__What the task requires__
Please repeat all of the lines that follow, exactly as written.

** start Data for the task **

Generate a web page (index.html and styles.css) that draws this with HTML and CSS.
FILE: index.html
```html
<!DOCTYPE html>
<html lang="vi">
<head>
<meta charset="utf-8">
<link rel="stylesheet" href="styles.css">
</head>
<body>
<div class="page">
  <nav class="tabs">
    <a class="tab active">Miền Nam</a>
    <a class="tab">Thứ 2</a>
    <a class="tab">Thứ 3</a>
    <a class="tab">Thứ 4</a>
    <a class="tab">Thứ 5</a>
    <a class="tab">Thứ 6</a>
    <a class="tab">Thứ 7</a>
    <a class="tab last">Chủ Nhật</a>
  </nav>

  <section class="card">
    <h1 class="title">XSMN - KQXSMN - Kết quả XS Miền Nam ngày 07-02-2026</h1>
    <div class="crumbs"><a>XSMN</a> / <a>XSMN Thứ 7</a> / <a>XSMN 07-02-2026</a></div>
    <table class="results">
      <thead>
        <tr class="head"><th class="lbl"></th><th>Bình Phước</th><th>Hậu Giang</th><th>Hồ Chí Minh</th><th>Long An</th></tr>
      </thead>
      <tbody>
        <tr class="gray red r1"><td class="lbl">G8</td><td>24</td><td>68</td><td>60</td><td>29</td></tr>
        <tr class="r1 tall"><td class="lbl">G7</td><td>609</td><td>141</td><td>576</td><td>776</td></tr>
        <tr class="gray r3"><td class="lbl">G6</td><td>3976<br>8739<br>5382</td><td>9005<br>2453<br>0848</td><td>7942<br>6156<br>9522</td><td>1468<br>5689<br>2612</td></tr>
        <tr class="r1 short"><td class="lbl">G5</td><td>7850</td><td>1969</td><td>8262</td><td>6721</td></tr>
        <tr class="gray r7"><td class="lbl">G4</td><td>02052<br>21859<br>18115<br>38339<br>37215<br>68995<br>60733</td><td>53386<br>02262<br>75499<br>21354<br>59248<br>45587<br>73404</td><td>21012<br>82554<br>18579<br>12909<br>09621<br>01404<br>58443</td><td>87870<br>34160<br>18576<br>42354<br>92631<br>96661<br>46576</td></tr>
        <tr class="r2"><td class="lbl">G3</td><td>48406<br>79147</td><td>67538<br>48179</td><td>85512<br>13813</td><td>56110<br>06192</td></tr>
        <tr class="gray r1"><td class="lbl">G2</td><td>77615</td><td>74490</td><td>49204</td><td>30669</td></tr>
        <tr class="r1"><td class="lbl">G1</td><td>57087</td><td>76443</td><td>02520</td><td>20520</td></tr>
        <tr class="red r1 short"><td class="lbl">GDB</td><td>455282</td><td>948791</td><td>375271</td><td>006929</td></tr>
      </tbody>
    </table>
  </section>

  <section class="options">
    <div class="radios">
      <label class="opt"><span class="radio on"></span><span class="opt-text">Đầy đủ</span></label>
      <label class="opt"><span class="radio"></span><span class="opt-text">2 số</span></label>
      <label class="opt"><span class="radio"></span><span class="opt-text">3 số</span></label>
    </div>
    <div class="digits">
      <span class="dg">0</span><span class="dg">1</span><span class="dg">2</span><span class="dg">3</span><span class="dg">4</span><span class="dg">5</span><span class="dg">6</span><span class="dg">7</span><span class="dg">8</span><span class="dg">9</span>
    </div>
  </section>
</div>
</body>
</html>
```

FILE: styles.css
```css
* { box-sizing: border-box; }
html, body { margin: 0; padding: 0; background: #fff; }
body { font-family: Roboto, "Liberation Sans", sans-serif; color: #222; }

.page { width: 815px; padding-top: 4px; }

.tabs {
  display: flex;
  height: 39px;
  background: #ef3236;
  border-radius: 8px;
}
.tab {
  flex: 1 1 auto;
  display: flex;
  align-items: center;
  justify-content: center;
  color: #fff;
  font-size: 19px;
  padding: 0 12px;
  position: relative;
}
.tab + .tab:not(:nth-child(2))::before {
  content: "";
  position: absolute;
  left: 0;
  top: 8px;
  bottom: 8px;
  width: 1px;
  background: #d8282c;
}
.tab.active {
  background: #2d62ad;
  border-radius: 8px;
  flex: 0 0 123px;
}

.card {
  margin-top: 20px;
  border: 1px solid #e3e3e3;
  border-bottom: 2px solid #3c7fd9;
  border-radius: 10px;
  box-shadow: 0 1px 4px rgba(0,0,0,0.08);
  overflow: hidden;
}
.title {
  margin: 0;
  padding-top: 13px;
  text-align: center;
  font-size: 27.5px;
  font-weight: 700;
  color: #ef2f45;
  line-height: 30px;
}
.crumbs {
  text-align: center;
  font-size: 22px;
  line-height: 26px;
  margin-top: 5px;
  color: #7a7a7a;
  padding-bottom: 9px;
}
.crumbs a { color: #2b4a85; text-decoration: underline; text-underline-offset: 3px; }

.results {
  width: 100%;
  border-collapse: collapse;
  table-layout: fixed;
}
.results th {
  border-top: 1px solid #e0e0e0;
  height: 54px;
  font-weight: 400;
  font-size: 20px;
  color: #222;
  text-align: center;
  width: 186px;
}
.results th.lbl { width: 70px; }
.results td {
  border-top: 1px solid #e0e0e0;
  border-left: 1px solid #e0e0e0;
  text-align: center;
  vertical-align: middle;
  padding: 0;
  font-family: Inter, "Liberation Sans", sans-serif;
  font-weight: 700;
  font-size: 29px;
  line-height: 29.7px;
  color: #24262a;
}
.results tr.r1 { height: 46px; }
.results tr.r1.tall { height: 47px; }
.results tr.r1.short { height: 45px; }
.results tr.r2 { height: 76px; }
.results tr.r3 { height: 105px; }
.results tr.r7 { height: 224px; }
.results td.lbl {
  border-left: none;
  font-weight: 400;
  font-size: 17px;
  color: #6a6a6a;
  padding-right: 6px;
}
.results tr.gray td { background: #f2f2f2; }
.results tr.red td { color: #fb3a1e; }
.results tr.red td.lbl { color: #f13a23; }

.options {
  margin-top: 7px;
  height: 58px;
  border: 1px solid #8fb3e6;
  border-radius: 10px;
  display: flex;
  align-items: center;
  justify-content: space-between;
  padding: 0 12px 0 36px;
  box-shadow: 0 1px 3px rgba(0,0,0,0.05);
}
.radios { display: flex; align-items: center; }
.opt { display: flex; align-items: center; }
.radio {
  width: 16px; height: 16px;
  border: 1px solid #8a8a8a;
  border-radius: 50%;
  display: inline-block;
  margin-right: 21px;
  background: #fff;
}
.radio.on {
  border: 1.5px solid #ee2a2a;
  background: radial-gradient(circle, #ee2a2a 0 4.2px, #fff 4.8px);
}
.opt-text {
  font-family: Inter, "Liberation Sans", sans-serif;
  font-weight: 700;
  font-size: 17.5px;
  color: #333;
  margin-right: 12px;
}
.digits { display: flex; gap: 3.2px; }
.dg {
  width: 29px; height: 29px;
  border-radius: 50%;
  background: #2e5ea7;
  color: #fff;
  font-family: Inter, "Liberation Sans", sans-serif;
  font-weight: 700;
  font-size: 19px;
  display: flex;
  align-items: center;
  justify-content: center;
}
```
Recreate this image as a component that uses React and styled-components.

** end Data for the task **

__Answer to the exercise__
Generate a web page (index.html and styles.css) that draws this with HTML and CSS.
FILE: index.html
```html
<!DOCTYPE html>
<html lang="vi">
<head>
<meta charset="utf-8">
<link rel="stylesheet" href="styles.css">
</head>
<body>
<div class="page">
  <nav class="tabs">
    <a class="tab active">Miền Nam</a>
    <a class="tab">Thứ 2</a>
    <a class="tab">Thứ 3</a>
    <a class="tab">Thứ 4</a>
    <a class="tab">Thứ 5</a>
    <a class="tab">Thứ 6</a>
    <a class="tab">Thứ 7</a>
    <a class="tab last">Chủ Nhật</a>
  </nav>

  <section class="card">
    <h1 class="title">XSMN - KQXSMN - Kết quả XS Miền Nam ngày 07-02-2026</h1>
    <div class="crumbs"><a>XSMN</a> / <a>XSMN Thứ 7</a> / <a>XSMN 07-02-2026</a></div>
    <table class="results">
      <thead>
        <tr class="head"><th class="lbl"></th><th>Bình Phước</th><th>Hậu Giang</th><th>Hồ Chí Minh</th><th>Long An</th></tr>
      </thead>
      <tbody>
        <tr class="gray red r1"><td class="lbl">G8</td><td>24</td><td>68</td><td>60</td><td>29</td></tr>
        <tr class="r1 tall"><td class="lbl">G7</td><td>609</td><td>141</td><td>576</td><td>776</td></tr>
        <tr class="gray r3"><td class="lbl">G6</td><td>3976<br>8739<br>5382</td><td>9005<br>2453<br>0848</td><td>7942<br>6156<br>9522</td><td>1468<br>5689<br>2612</td></tr>
        <tr class="r1 short"><td class="lbl">G5</td><td>7850</td><td>1969</td><td>8262</td><td>6721</td></tr>
        <tr class="gray r7"><td class="lbl">G4</td><td>02052<br>21859<br>18115<br>38339<br>37215<br>68995<br>60733</td><td>53386<br>02262<br>75499<br>21354<br>59248<br>45587<br>73404</td><td>21012<br>82554<br>18579<br>12909<br>09621<br>01404<br>58443</td><td>87870<br>34160<br>18576<br>42354<br>92631<br>96661<br>46576</td></tr>
        <tr class="r2"><td class="lbl">G3</td><td>48406<br>79147</td><td>67538<br>48179</td><td>85512<br>13813</td><td>56110<br>06192</td></tr>
        <tr class="gray r1"><td class="lbl">G2</td><td>77615</td><td>74490</td><td>49204</td><td>30669</td></tr>
        <tr class="r1"><td class="lbl">G1</td><td>57087</td><td>76443</td><td>02520</td><td>20520</td></tr>
        <tr class="red r1 short"><td class="lbl">GDB</td><td>455282</td><td>948791</td><td>375271</td><td>006929</td></tr>
      </tbody>
    </table>
  </section>

  <section class="options">
    <div class="radios">
      <label class="opt"><span class="radio on"></span><span class="opt-text">Đầy đủ</span></label>
      <label class="opt"><span class="radio"></span><span class="opt-text">2 số</span></label>
      <label class="opt"><span class="radio"></span><span class="opt-text">3 số</span></label>
    </div>
    <div class="digits">
      <span class="dg">0</span><span class="dg">1</span><span class="dg">2</span><span class="dg">3</span><span class="dg">4</span><span class="dg">5</span><span class="dg">6</span><span class="dg">7</span><span class="dg">8</span><span class="dg">9</span>
    </div>
  </section>
</div>
</body>
</html>
```

FILE: styles.css
```css
* { box-sizing: border-box; }
html, body { margin: 0; padding: 0; background: #fff; }
body { font-family: Roboto, "Liberation Sans", sans-serif; color: #222; }

.page { width: 815px; padding-top: 4px; }

.tabs {
  display: flex;
  height: 39px;
  background: #ef3236;
  border-radius: 8px;
}
.tab {
  flex: 1 1 auto;
  display: flex;
  align-items: center;
  justify-content: center;
  color: #fff;
  font-size: 19px;
  padding: 0 12px;
  position: relative;
}
.tab + .tab:not(:nth-child(2))::before {
  content: "";
  position: absolute;
  left: 0;
  top: 8px;
  bottom: 8px;
  width: 1px;
  background: #d8282c;
}
.tab.active {
  background: #2d62ad;
  border-radius: 8px;
  flex: 0 0 123px;
}

.card {
  margin-top: 20px;
  border: 1px solid #e3e3e3;
  border-bottom: 2px solid #3c7fd9;
  border-radius: 10px;
  box-shadow: 0 1px 4px rgba(0,0,0,0.08);
  overflow: hidden;
}
.title {
  margin: 0;
  padding-top: 13px;
  text-align: center;
  font-size: 27.5px;
  font-weight: 700;
  color: #ef2f45;
  line-height: 30px;
}
.crumbs {
  text-align: center;
  font-size: 22px;
  line-height: 26px;
  margin-top: 5px;
  color: #7a7a7a;
  padding-bottom: 9px;
}
.crumbs a { color: #2b4a85; text-decoration: underline; text-underline-offset: 3px; }

.results {
  width: 100%;
  border-collapse: collapse;
  table-layout: fixed;
}
.results th {
  border-top: 1px solid #e0e0e0;
  height: 54px;
  font-weight: 400;
  font-size: 20px;
  color: #222;
  text-align: center;
  width: 186px;
}
.results th.lbl { width: 70px; }
.results td {
  border-top: 1px solid #e0e0e0;
  border-left: 1px solid #e0e0e0;
  text-align: center;
  vertical-align: middle;
  padding: 0;
  font-family: Inter, "Liberation Sans", sans-serif;
  font-weight: 700;
  font-size: 29px;
  line-height: 29.7px;
  color: #24262a;
}
.results tr.r1 { height: 46px; }
.results tr.r1.tall { height: 47px; }
.results tr.r1.short { height: 45px; }
.results tr.r2 { height: 76px; }
.results tr.r3 { height: 105px; }
.results tr.r7 { height: 224px; }
.results td.lbl {
  border-left: none;
  font-weight: 400;
  font-size: 17px;
  color: #6a6a6a;
  padding-right: 6px;
}
.results tr.gray td { background: #f2f2f2; }
.results tr.red td { color: #fb3a1e; }
.results tr.red td.lbl { color: #f13a23; }

.options {
  margin-top: 7px;
  height: 58px;
  border: 1px solid #8fb3e6;
  border-radius: 10px;
  display: flex;
  align-items: center;
  justify-content: space-between;
  padding: 0 12px 0 36px;
  box-shadow: 0 1px 3px rgba(0,0,0,0.05);
}
.radios { display: flex; align-items: center; }
.opt { display: flex; align-items: center; }
.radio {
  width: 16px; height: 16px;
  border: 1px solid #8a8a8a;
  border-radius: 50%;
  display: inline-block;
  margin-right: 21px;
  background: #fff;
}
.radio.on {
  border: 1.5px solid #ee2a2a;
  background: radial-gradient(circle, #ee2a2a 0 4.2px, #fff 4.8px);
}
.opt-text {
  font-family: Inter, "Liberation Sans", sans-serif;
  font-weight: 700;
  font-size: 17.5px;
  color: #333;
  margin-right: 12px;
}
.digits { display: flex; gap: 3.2px; }
.dg {
  width: 29px; height: 29px;
  border-radius: 50%;
  background: #2e5ea7;
  color: #fff;
  font-family: Inter, "Liberation Sans", sans-serif;
  font-weight: 700;
  font-size: 19px;
  display: flex;
  align-items: center;
  justify-content: center;
}
```
Recreate this image as a component that uses React and styled-components.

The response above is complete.